The Invention of the “Great Repertoire”

Institutionalization Process and Construction of Contemporary Lyrical Standards: The Case of Aïda
By Emmanuel Pedler
English

As Edward W. Said shows in his book Culture and Imperialism, Aïda represents for Verdi a turning point in his career by its exemplary inscription in an international context. While cutting the career of Giuseppe Verdi differently than a lot of musicologists, Said shows the importance of the context and of the symbolic direction of the composition of this opera, created in Cairo. Although the pages written by Said about this opera remain of topicality and maintain a great acuity, sufficient conclusions are yet to be drawn from the political reading which he proposes. From the First World War, the French repertoire—almost exclusively turned towards a Franco-French culture of the opera—was marginalized in the international repertoire whose canons were being set up then.
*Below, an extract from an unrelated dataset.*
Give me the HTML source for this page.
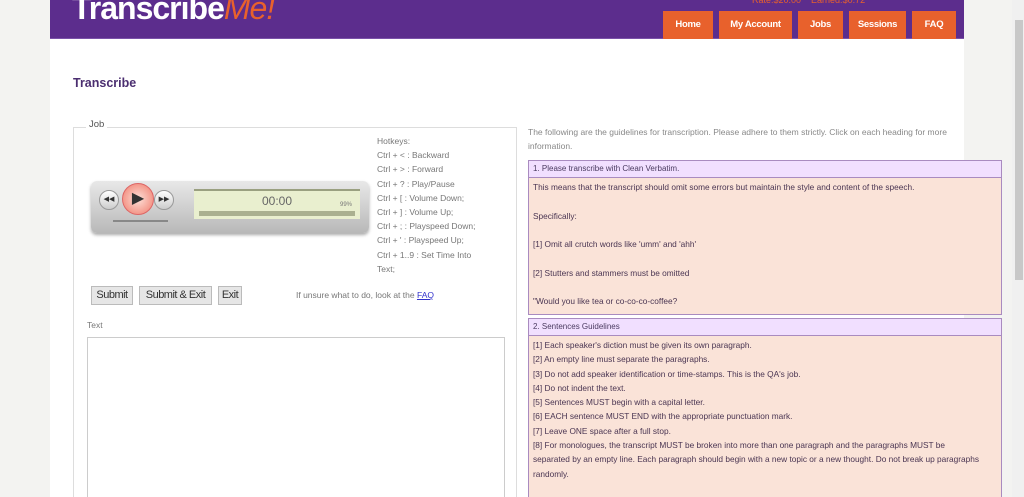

The Italian opera of the 19th century, hitherto known in France, but not recognized and not adopted, made its entry in France, introduced by the international career of Aïda. Writing the history of the emergence of the contemporary lyric repertoire—which has been of an astonishing stability since the twenties and thirties—is still no easy task. In a preliminary analysis, we would like to outline only some articulations of this history while insisting on the political articulations of opera at the end of the 19th century and the beginning of the 20th.